Armanino Blog

Treasury Releases Final GILTI High-Tax Exclusion Regulations

by Jon Davies, Surbhi Bordia
July 22, 2020

On July 20, the U.S. Treasury finalized the much-awaited global intangible low-taxed income (GILTI) high-tax exception rules. In response to the comments received on the 2019 proposed regulations [REG-101828-19 under sections 951, 951A, 954, 956,958, and 1502 in the Federal Register (84 FR 29114, as corrected at 84 FR 37807)], the final regulations allow companies to choose to apply the GILTI high-tax exclusion to taxable years of foreign corporations that begin after December 31, 2017, and before July 23, 2020.

The final regulations now provide that GILTI high-tax exclusion is an annual election and have eliminated the 60-month restriction to revoke or make changes to the election, which was put in the proposed regulations to prevent abuse.

The GILTI high-tax exclusion applies if the effective foreign tax rate is 90% of the rate that would apply if the income were subject to the maximum rate of tax specified in section 11 (currently 18.9%, based on a maximum rate of 21%).

If GILTI high-tax exclusion applies and is availed, such income will not be subject to U.S. federal income tax.

Below are the key takeaways of the final regulations:

  1. Modify application of high-tax exclusion (i.e. determination of the effective foreign tax rate) based on a qualified business unit by qualified business unit (QBU by QBU) approach to a tested unit approach. Did not adopt a controlled foreign corporation by controlled foreign corporation (CFC by CFC) approach as requested under numerous comments.
    1. QBU is defined under section 989(a) as any separate and clearly identifiable unit of a trade or business of a taxpayer that maintains separate books and records.
    2. In contrast, the tested unit approach generally applies to the extent an entity, or the activities of an entity, are actually subject to tax, as either a tax resident or a permanent establishment (or similar taxable presence), under the tax law of a foreign country.

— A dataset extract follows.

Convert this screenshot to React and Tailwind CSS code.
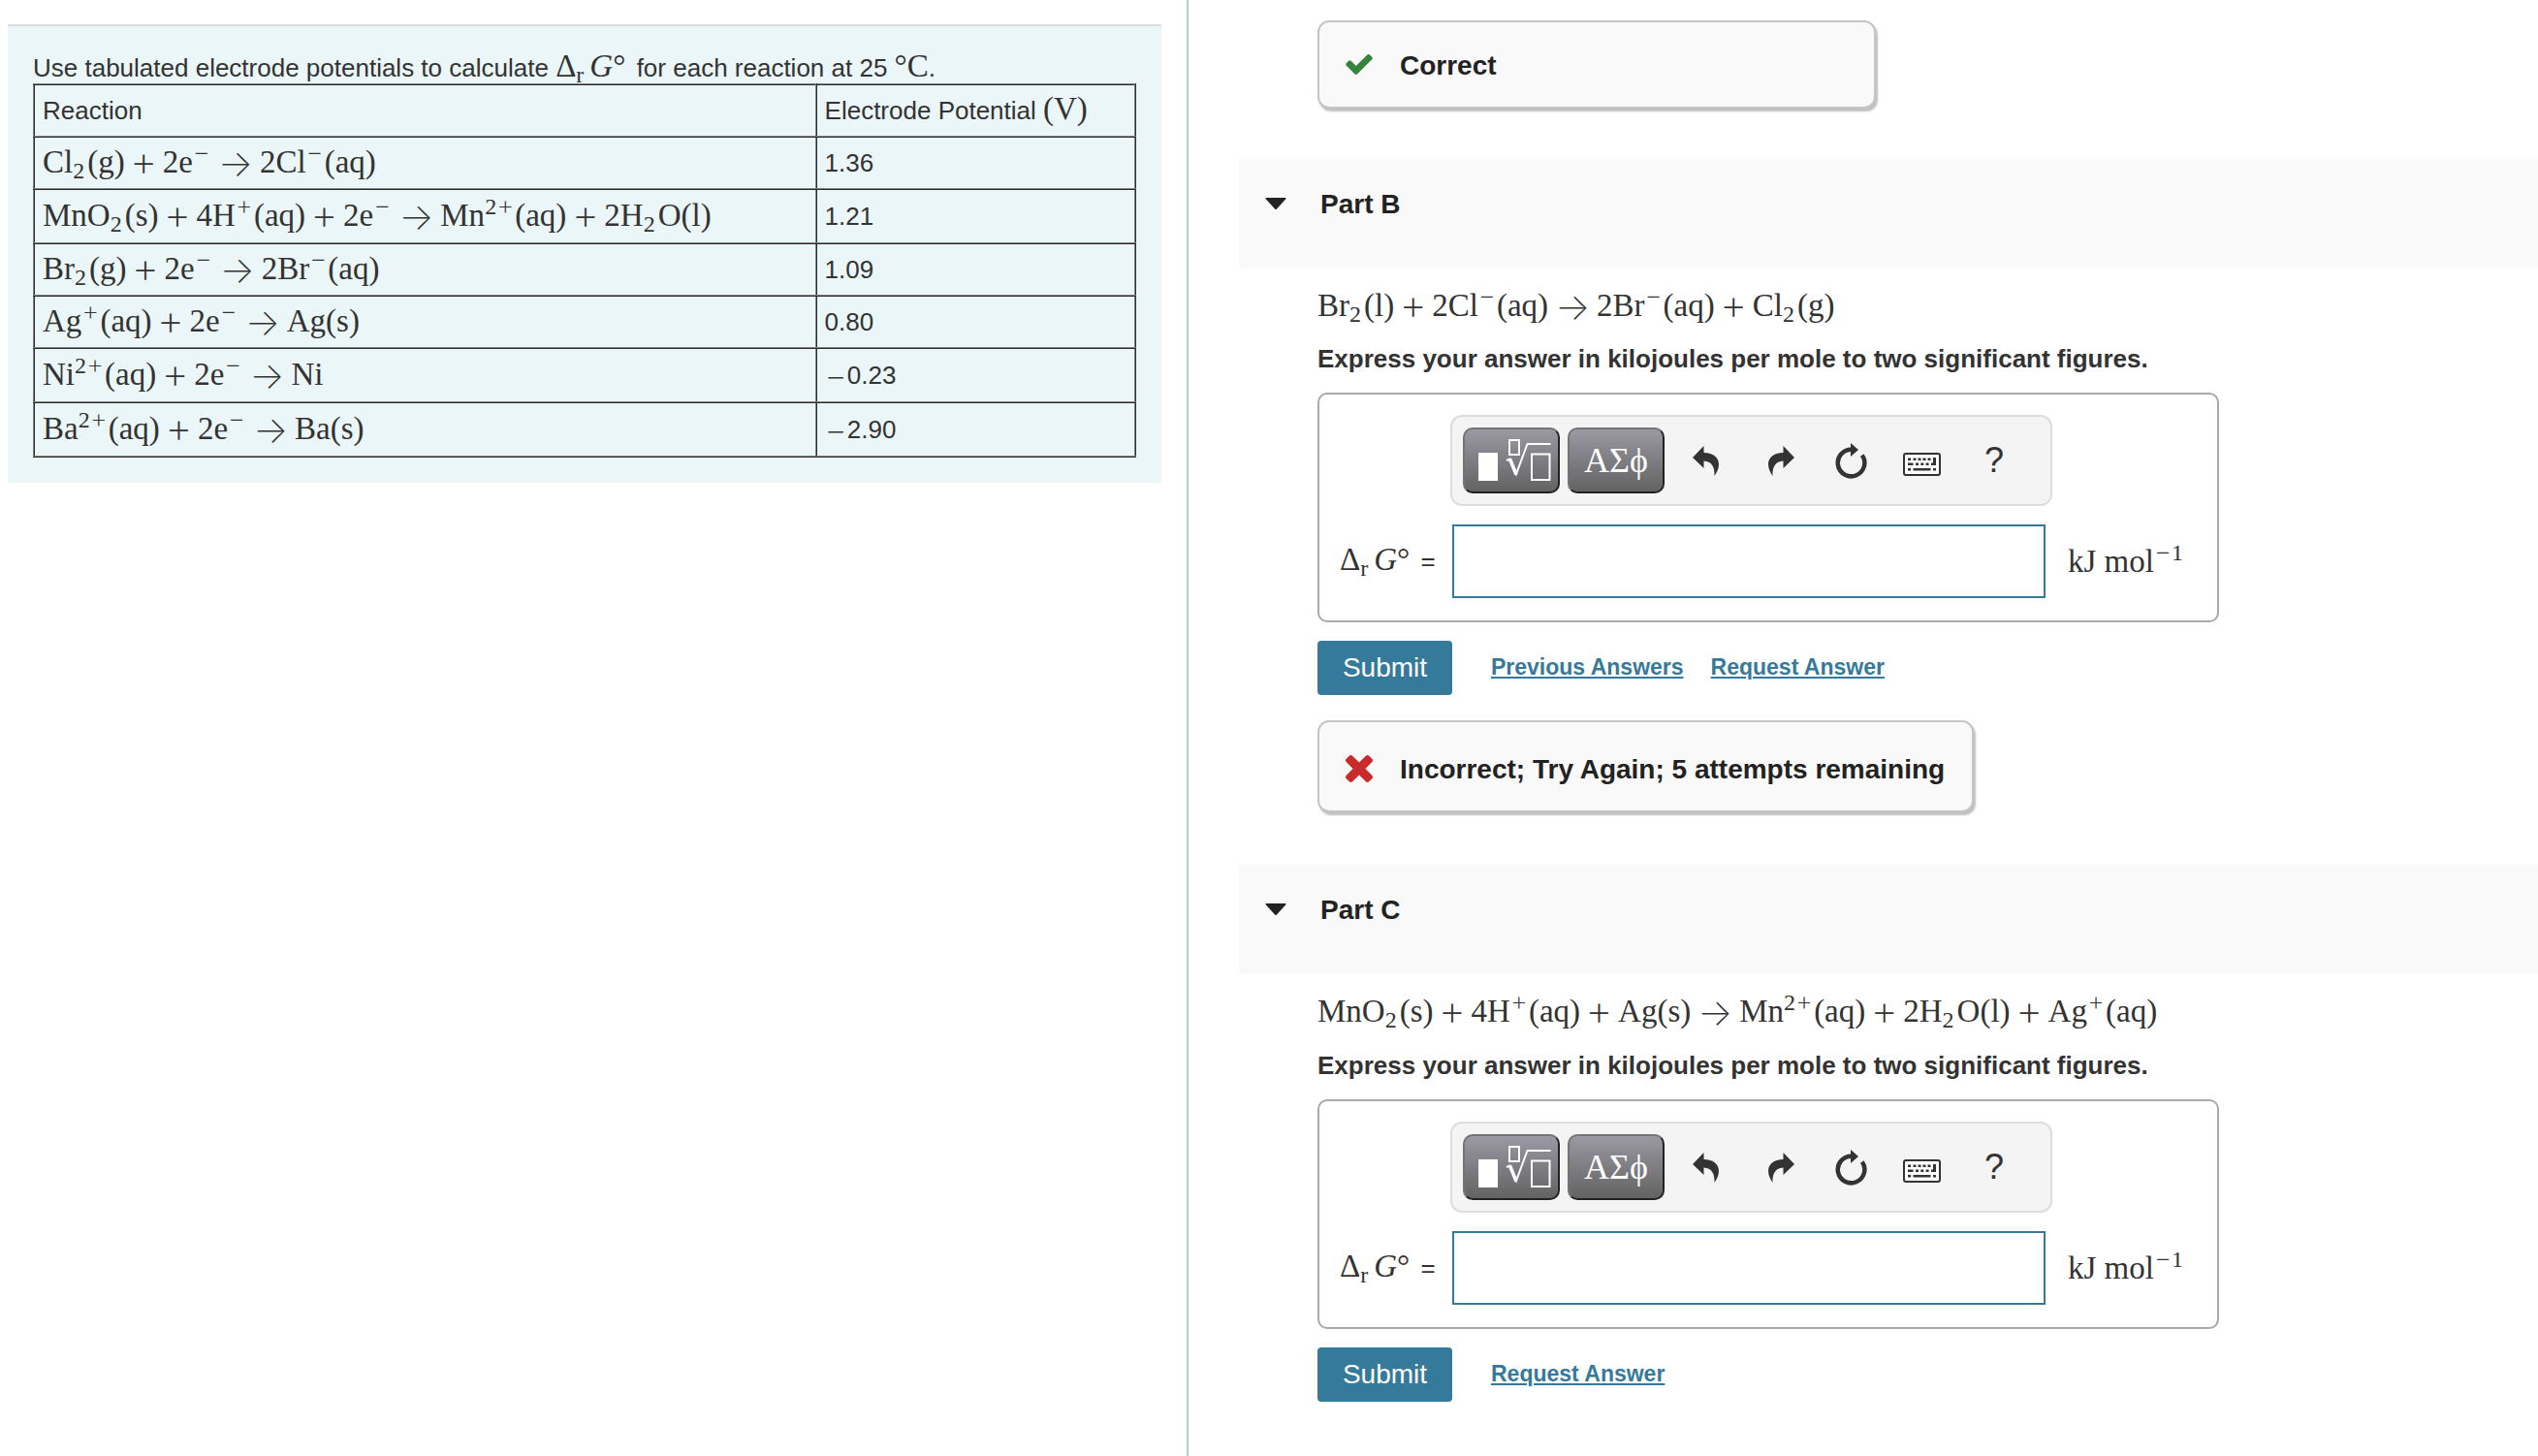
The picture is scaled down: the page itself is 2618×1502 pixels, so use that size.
import React from "react";

const SERIF = "font-['Liberation_Serif',serif]";
const OPERATOR = "font-['Inter',sans-serif] font-extralight leading-[0]";

function Plus() {
  return <span className={`${OPERATOR} inline-block w-[39px] text-center align-[-4px] text-[44px]`}>+</span>;
}

function Arrow() {
  return <span className={`${OPERATOR} inline-block w-[50px] text-center align-[-4px] text-[38px]`}>→</span>;
}

/* Turns "Cl_2(g) + 2e^- -> 2Cl^-(aq)" into formatted text. */
function Equation({ children }) {
  return (
    <span className={`${SERIF} whitespace-nowrap text-[33px]`}>
      {children.split(" ").map((word, i) => {
        if (word === "+") return <Plus key={i} />;
        if (word === "->") return <Arrow key={i} />;
        return (
          <span key={i}>
            {word.split(/(_\d|\^\d?[+-])/).map((part, j) => {
              if (part[0] === "_") {
                return <sub key={j} className="mr-[3px] text-[24px]">{part.slice(1)}</sub>;
              }
              if (part[0] === "^") {
                const sign = part.slice(-1) === "-" ? "−" : "+";
                return (
                  <sup key={j} className="mr-px text-[24px]">
                    {part.slice(1, -1)}
                    <span className={`${OPERATOR} text-[28px]`}>{sign}</span>
                  </sup>
                );
              }
              return part;
            })}
          </span>
        );
      })}
    </span>
  );
}

function DeltaG() {
  return (
    <span className={`${SERIF} mr-1 whitespace-nowrap text-[33px] leading-none`}>
      Δ<sub className="mr-1.5 text-[24px]">r</sub>
      <i>G</i>°
    </span>
  );
}

const potentials = [
  ["Cl_2(g) + 2e^- -> 2Cl^-(aq)", "1.36"],
  ["MnO_2(s) + 4H^+(aq) + 2e^- -> Mn^2+(aq) + 2H_2O(l)", "1.21"],
  ["Br_2(g) + 2e^- -> 2Br^-(aq)", "1.09"],
  ["Ag^+(aq) + 2e^- -> Ag(s)", "0.80"],
  ["Ni^2+(aq) + 2e^- -> Ni", "−0.23"],
  ["Ba^2+(aq) + 2e^- -> Ba(s)", "−2.90"],
];

const cell = "border-2 [border-style:ridge] border-[#808080] px-2 py-0 text-left font-normal leading-10";

function Problem() {
  return (
    <section className="ml-2 mr-[26px] mt-[25px] border-t-2 border-[#dddddd] bg-[#eaf6f8] px-[26px] pb-[26px] pt-[25px]">
      <p className="h-[34px] whitespace-nowrap leading-[34px]">
        Use tabulated electrode potentials to calculate <DeltaG />
        {" "}for each reaction at 25{" "}
        <span className={`${SERIF} text-[33px] leading-none`}>°C</span>.
      </p>
      <table className="w-full table-fixed border-collapse">
        <colgroup>
          <col />
          <col className="w-[29%]" />
        </colgroup>
        <thead>
          <tr className="h-[54px]">
            <th className={cell}>Reaction</th>
            <th className={cell}>
              Electrode Potential <span className={`${SERIF} text-[33px] leading-none`}>(V)</span>
            </th>
          </tr>
        </thead>
        <tbody>
          {potentials.map(([reaction, value]) => (
            <tr key={reaction} className={reaction.includes("^2+") ? "h-[56px]" : "h-[54px]"}>
              <td className={cell}>
                <Equation>{reaction}</Equation>
              </td>
              <td className={cell}>
                {value[0] === "−" ? (
                  <>
                    <span className={`${OPERATOR} align-[-4px] text-[36px]`}>−</span>
                    {value.slice(1)}
                  </>
                ) : (
                  value
                )}
              </td>
            </tr>
          ))}
        </tbody>
      </table>
    </section>
  );
}

function Feedback({ correct, className, children }) {
  return (
    <div
      className={`${className} flex items-center rounded-xl border-2 border-[#c5c5c5] bg-[#f9f9f9] pl-[27px] pr-7 text-[28px] font-bold text-[#222222] shadow-[2px_3px_2px_#c0c0c0]`}
    >
      {correct ? (
        <svg viewBox="121 336 1550 1186" className="h-[21px] w-7" fill="#36843c" aria-hidden="true">
          <path d="M1671 566q0 40-28 68l-724 724-136 136q-28 28-68 28t-68-28l-136-136-362-362q-28-28-28-68t28-68l136-136q28-28 68-28t68 28l294 295 656-657q28-28 68-28t68 28l136 136q28 28 28 68z" />
        </svg>
      ) : (
        <svg viewBox="302 366 1188 1188" className="h-7 w-7" fill="#ca2a2c" aria-hidden="true">
          <path d="M1490 1322q0 40-28 68l-136 136q-28 28-68 28t-68-28l-294-294-294 294q-28 28-68 28t-68-28l-136-136q-28-28-28-68t28-68l294-294-294-294q-28-28-28-68t28-68l136-136q28-28 68-28t68 28l294 294 294-294q28-28 68-28t68 28l136 136q28 28 28 68t-28 68l-294 294 294 294q28 28 28 68z" />
        </svg>
      )}
      <span className="ml-7 whitespace-nowrap pt-0.5">{children}</span>
    </div>
  );
}

const paletteButton =
  "flex h-[68px] w-[100px] items-center justify-center rounded-[10px] border-2 border-b-[#222222] border-l-[#747474] border-r-[#222222] border-t-[#747474] bg-linear-to-b from-[#9b99a3] to-[#636363] text-white";

function Toolbar() {
  return (
    <div className="flex h-[94px] w-[621px] items-center rounded-xl border-2 border-[#dddddd] bg-[#f4f4f4] pl-[11px] text-[#333333]">
      <button type="button" aria-label="Templates" className={paletteButton}>
        <svg viewBox="2 2 96 64" className="h-16 w-24" fill="none" stroke="#fff" strokeWidth="2" aria-hidden="true">
          <path d="M16 26h20v29H16z" fill="#fff" stroke="none" />
          <path d="M48 13h10v15H48z" />
          <path d="M71 27.5h18.500v26.500H71z" />
          <path d="M45 34l3.500-1.500 6.500 15.500L66.500 17H90.500" />
          <path d="M48.500 32.500l6.500 16" strokeWidth="3.500" />
        </svg>
      </button>
      <button type="button" aria-label="Symbols" className={`${paletteButton} ml-2`}>
        <span className={`${SERIF} text-[36px] leading-none`}>ΑΣϕ</span>
      </button>
      <button type="button" aria-label="Undo" className="ml-[29px]">
        <svg viewBox="0 0 28 31" className="h-[31px] w-7" fill="currentColor" aria-hidden="true">
          <path d="M0 12L11.500 0V7C21.500 7 27 12 27 19C27 24 24.500 28 22.500 31C23 21.500 19.500 16 11.500 15.500V23Z" />
        </svg>
      </button>
      <button type="button" aria-label="Redo" className="ml-[49px]">
        <svg viewBox="0 0 28 31" className="h-[31px] w-7" fill="currentColor" aria-hidden="true">
          <path d="M28 12L16.500 0V7C6.500 7 1 12 1 19C1 24 3.500 28 5.500 31C5 21.500 8.500 16 16.500 15.500V23Z" />
        </svg>
      </button>
      <button type="button" aria-label="Reset" className="ml-[42px]">
        <svg viewBox="0 0 33 37" className="h-[37px] w-[33px]" aria-hidden="true">
          <path d="M17 6.700A13.800 13.800 0 1 0 27.800 12.500" fill="none" stroke="currentColor" strokeWidth="4.500" />
          <path d="M16 0L24 7L16 14Z" fill="currentColor" />
        </svg>
      </button>
      <button type="button" aria-label="Keyboard shortcuts" className="ml-[37px] mt-2">
        <svg viewBox="0 0 39 24" className="h-6 w-[39px]" fill="currentColor" aria-hidden="true">
          <rect x="1" y="1" width="37" height="22" rx="2" fill="#fff" stroke="currentColor" strokeWidth="2" />
          <path d="M5 5.500h3v2.500h-3zM10.500 5.500h3v2.500h-3zM15.500 5.500h3v2.500h-3zM20.500 5.500h3v2.500h-3zM25.500 5.500h3v2.500h-3z" />
          <path d="M31 5h3v8h-5v-2.500h2zM5 10.500h5.500v2.500H5zM13 10.500h3v2.500h-3zM18.300 10.500h3v2.500h-3zM23.600 10.500h3v2.500h-3z" />
          <path d="M5 16h3v2.500h-3zM10.500 16h18v2.500h-18zM31 16h3v2.500h-3z" />
        </svg>
      </button>
      <button type="button" aria-label="Help" className="ml-[45px] text-[36px] leading-none">
        ?
      </button>
    </div>
  );
}

function AnswerBox({ id }) {
  return (
    <div className="mt-5 w-[930px] rounded-[10px] border-2 border-[#a9a9a9] bg-white pb-[23px] pl-[21px] pt-[21px]">
      <div className="pl-[114px]">
        <Toolbar />
      </div>
      <div className="mt-[19px] flex items-center">
        <label htmlFor={id} className="w-[116px] whitespace-nowrap text-[26px] leading-10">
          <DeltaG /> =
        </label>
        <input id={id} type="text" className="h-[76px] w-[612px] border-2 border-[#35799d] bg-white px-3 outline-none" />
        <span className={`${SERIF} ml-[23px] whitespace-nowrap text-[33px] leading-10`}>
          kJ mol
          <sup className="text-[24px]">
            <span className={`${OPERATOR} text-[28px]`}>−</span>1
          </sup>
        </span>
      </div>
    </div>
  );
}

function Part({ id, title, equation, tall, links, className, children }) {
  return (
    <section className={className}>
      <button type="button" aria-expanded="true" className="flex h-[113px] w-full items-start bg-[#f9f9f9] pl-[27px] pt-[29px] text-[28px] font-bold leading-9 text-[#222222]">
        <svg viewBox="0 0 22 12" className="mr-[35px] mt-[11px] h-3 w-[22px]" fill="currentColor" aria-hidden="true">
          <path d="M1 0h20q1 0 .5 1L12 11.500q-1 1-2 0L.5 1Q0 0 1 0z" />
        </svg>
        {title}
      </button>
      <div className="flex flex-col items-start pl-[81px]">
        <p className={tall ? "mt-[18px] h-[41px] leading-10" : "mt-[18px] h-10 leading-10"}>
          <Equation>{equation}</Equation>
        </p>
        <p className="mt-5 whitespace-nowrap font-bold leading-[30px]">
          Express your answer in kilojoules per mole to two significant figures.
        </p>
        <AnswerBox id={id} />
        <div className="mt-[19px] flex items-center">
          <button type="button" className="h-14 w-[139px] rounded-sm bg-[#35799b] text-[28px] text-white">
            Submit
          </button>
          <div className="ml-10 flex gap-7 pb-0.5 text-[23px] font-bold text-[#35799b]">
            {links.map((text) => (
              <a key={text} href="#" className="whitespace-nowrap underline decoration-2 underline-offset-2">
                {text}
              </a>
            ))}
          </div>
        </div>
        {children}
      </div>
    </section>
  );
}

export default function App() {
  return (
    <div className="grid min-h-screen grid-cols-[1226fr_1392fr] bg-white font-['Liberation_Sans',Arial,sans-serif] text-[26px] text-[#333333]">
      <div className="min-w-0 border-r-2 border-[#bac8da]">
        <Problem />
      </div>
      <main className="min-w-0 pl-[52px] pt-[21px]">
        <div className="pl-[81px]">
          <Feedback correct className="h-[91px] w-[576px]">Correct</Feedback>
        </div>
        <Part
          id="answer-b"
          className="mt-[52px]"
          title="Part B"
          equation="Br_2(l) + 2Cl^-(aq) -> 2Br^-(aq) + Cl_2(g)"
          links={["Previous Answers", "Request Answer"]}
        >
          <Feedback className="mt-[26px] h-[95px] pt-1">Incorrect; Try Again; 5 attempts remaining</Feedback>
        </Part>
        <Part
          id="answer-c"
          className="mt-[54px]"
          title="Part C"
          tall
          equation="MnO_2(s) + 4H^+(aq) + Ag(s) -> Mn^2+(aq) + 2H_2O(l) + Ag^+(aq)"
          links={["Request Answer"]}
        />
      </main>
    </div>
  );
}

In principle, the final regulations provide three categories of tested unit: (a) a CFC itself; (b) a pass-through entity held directly or indirectly by a CFC; and (c) a branch – (i) resulting in a CFC’s taxable presence in the country in which the branch is located, or (ii) giving rise to taxable presence under the owner’s tax law and that owner’s tax law provides an exclusion, exemption, or other similar relief (such as a preferential rate) for income attributable to the branch.
  2. Conform GILTI high-tax exclusion rules with the rules implementing the subpart F high-tax exception and thereby eliminate the disparity between the two elections and the incentive for taxpayers to structure into the subpart F high-tax exception.
  3. Retain the 2019 proposed regulations that effective foreign tax rate be determined by referencing the amounts of income and taxes at the CFC level, rather than the amount of taxes that would be deemed paid, under section 960, at the U.S. shareholder level.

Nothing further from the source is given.